Another Big Ten Loss in the BCS Championship
Hypothetically speaking, if Penn State becomes the third Big Ten team in as many years to reach the championship game and lose, would the conference get sold off, Lehman Brothers-style, as spare parts to the Big 12, SEC, Pac-10, etc.?
The question merits consideration. It's highly likely this season could end, and undefeated Penn State's capstone victory would have come against an Ohio State squad with a serious credibility problem after a lopsided loss at USC and multiple unimpressive showings against unspectacular opponents. Surely, the BCS would jump at the chance --and perhaps even rig computers -- to slot Joe Paterno in the national championship. However, if the Nittany Lions cannot succeed where Ohio State has failed, the Big Ten could potentially lose its clout as a conference that can compete on an elite level.
TONY DANZA IS THINKING SEQUEL
Just when Tony Danza's daytime talk show submarined and you thought you were rid of him for good, young Matt Williams entered your life.

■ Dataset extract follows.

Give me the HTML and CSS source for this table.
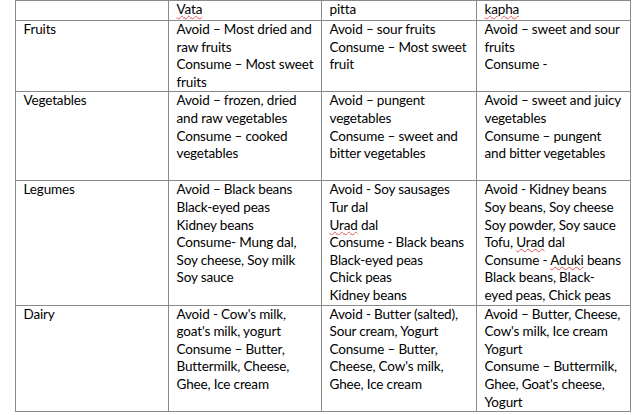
FILE: index.html
```html
<!DOCTYPE html>
<html>
<head>
<meta charset="utf-8">
<link rel="stylesheet" href="styles.css">
</head>
<body>
<table class="diet">
  <colgroup>
    <col class="c1"><col class="c2"><col class="c3"><col class="c4">
  </colgroup>
  <tr class="r-head">
    <td></td>
    <td><span class="sp">Vata</span></td>
    <td>pitta</td>
    <td><span class="sp">kapha</span></td>
  </tr>
  <tr class="r-fruits">
    <td>Fruits</td>
    <td>Avoid – Most dried and<br>raw fruits<br>Consume – Most sweet<br>fruits</td>
    <td>Avoid – sour fruits<br>Consume – Most sweet<br>fruit</td>
    <td>Avoid – sweet and sour<br>fruits<br>Consume -</td>
  </tr>
  <tr class="r-veg">
    <td>Vegetables</td>
    <td>Avoid – frozen, dried<br>and raw vegetables<br>Consume – cooked<br>vegetables</td>
    <td>Avoid – pungent<br>vegetables<br>Consume – sweet and<br>bitter vegetables</td>
    <td>Avoid – sweet and juicy<br>vegetables<br>Consume – pungent<br>and bitter vegetables</td>
  </tr>
  <tr class="r-leg">
    <td>Legumes</td>
    <td>Avoid – Black beans<br>Black-eyed peas<br>Kidney beans<br>Consume- Mung dal,<br>Soy cheese, Soy milk<br>Soy sauce</td>
    <td>Avoid - Soy sausages<br>Tur dal<br><span class="sp">Urad</span> dal<br>Consume - Black beans<br>Black-eyed peas<br>Chick peas<br>Kidney beans</td>
    <td>Avoid - Kidney beans<br>Soy beans, Soy cheese<br>Soy powder, Soy sauce<br>Tofu, <span class="sp">Urad</span> dal<br>Consume - <span class="sp">Aduki</span> beans<br>Black beans, Black-<br>eyed peas, Chick peas</td>
  </tr>
  <tr class="r-dairy">
    <td>Dairy</td>
    <td>Avoid - Cow's milk,<br>goat's milk, yogurt<br>Consume – Butter,<br>Buttermilk, Cheese,<br>Ghee, Ice cream</td>
    <td>Avoid - Butter (salted),<br>Sour cream, Yogurt<br>Consume – Butter,<br>Cheese, Cow's milk,<br>Ghee, Ice cream</td>
    <td>Avoid – Butter, Cheese,<br>Cow's milk, Ice cream<br>Yogurt<br>Consume – Buttermilk,<br>Ghee, Goat's cheese,<br>Yogurt</td>
  </tr>
</table>
</body>
</html>
```

FILE: styles.css
```css
html, body {
  margin: 0;
  padding: 0;
  background: #ffffff;
}
body {
  padding: 0 0 0 15px;
  font-family: Lato, "Liberation Sans", sans-serif;
  font-size: 13.5px;
  letter-spacing: -0.15px;
  line-height: 17.6px;
  color: #000000;
}
.diet {
  border-collapse: collapse;
  table-layout: fixed;
  width: 615px;
}
.c1 { width: 153px; }
.c2 { width: 153px; }
.c3 { width: 155px; }
.c4 { width: 154px; }
.diet td {
  border: 1px solid #8a8a8a;
  padding: 0 4px 0 7.5px;
  vertical-align: top;
  white-space: nowrap;
  overflow: hidden;
}
.r-head td { height: 19px; }
.r-fruits td { height: 69px; }
.r-veg td { height: 88px; }
.r-leg td { height: 123px; }
.r-dairy td { height: 105px; }
.sp {
  text-decoration: underline wavy #e25555;
  text-decoration-thickness: 1px;
  text-underline-offset: 0.5px;
}
```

The former Texas Tech field goal contest winner become the Red Raiders' real kicker, went 9-for-9 on extra point attempts and rekindled memories of the The Garbage Picking Field Goal Kicking Philadelphia Phenomenon. Great, just great.
Danza-bashing aside, this is easily the greatest college football story in recent memory. No question about it. Unless somebody lines up one of those "Million Dollar Throw" competitors under center, you're not going to find a fitting analogy for this unless you dive into the ranks of fictional sports movies. To reiterate the story, Williams is a Texas Tech student who won a between-quarters kicking contest earlier this year and was plucked from the stands, literally, after coach Mike Leach spotted him. When the Red Raiders' kicking game went south, Leach actually installed Williams as the team's starting kicker, and now it's, well, the greatest story ever.
Williams could potentially win this weekend's game against No. 1 Texas on a last-second field goal, which means Lubbock's not only ground zero for one of the year's biggest games, but also for thousands of aspiring screenwriters looking for the right inspirational story about improbable kickers.